Although Leos said that schools could use ELLs' native language to initially teach content, Gutierrez pointed out that the emphasis on high-stakes testing in English has placed intense pressure on teachers to use English at all times, regardless of students' language abilities or their need to learn high-level content in their native languages.

"What I see now, even in the high-performing schools where primary language is allowed, is a default toward English because of the pressure of accountability," she said. "There's more test preparation. Kids are learning how to take the tests in the absence of building literacy skills. And, in the end, people don't assume ELLs can engage in rigorous learning activities."

When asked what kind of literacy practices she has found successful for ELLs in her research classrooms (her students teach an after-school elementary program and she runs a migrant summer program), Gutierrez said, "The way you address kids is to let them engage in a variety of literacy activities, such as writing (writing has been almost absent in the classrooms we've observed) and engaging in conversations about texts in the language of choice.
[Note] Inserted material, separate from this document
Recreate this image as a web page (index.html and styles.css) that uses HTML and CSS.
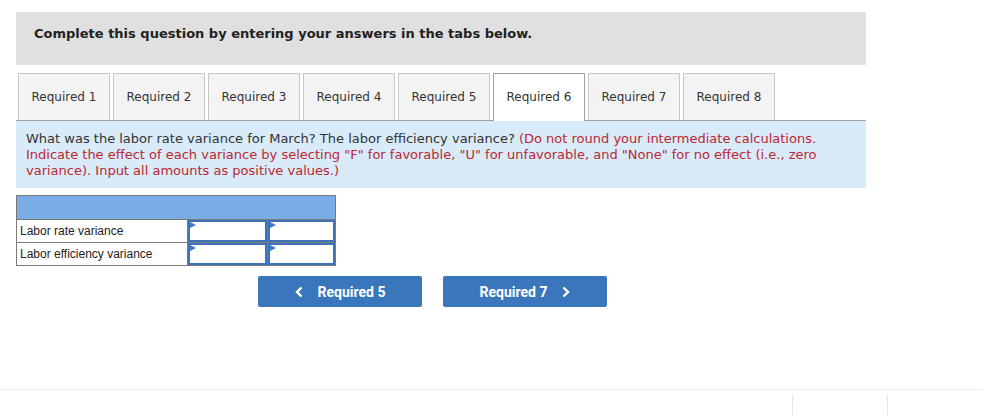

The very simple opportunity to make sense of the texts in their own language helps them be a lot more successful. We can also help them participate in different activities as authors and listeners, and as translators. A lot of these kids do this all the time for their parents, but we never tap into their potential."

For Gutierrez, building literacy requires that learning English not be the only goal of the classroom-being literate in the full sense of the word entails making use of all languages. Unfortunately, as she sees it, learning English has become the primary goal of NCLB, and as a consequence, ELLs are quickly falling behind in acquiring deep learning and content. "In the past couple of years, effective teachers have been changing their practices. They are unremarkable practices," she said.

Despite her concerns, however, Gutierrez does agree with Leos that NCLB "is putting these kids on the map." Now the challenge is to see what people are doing about it, and, as congressional representatives have recognized, fixing what is not working.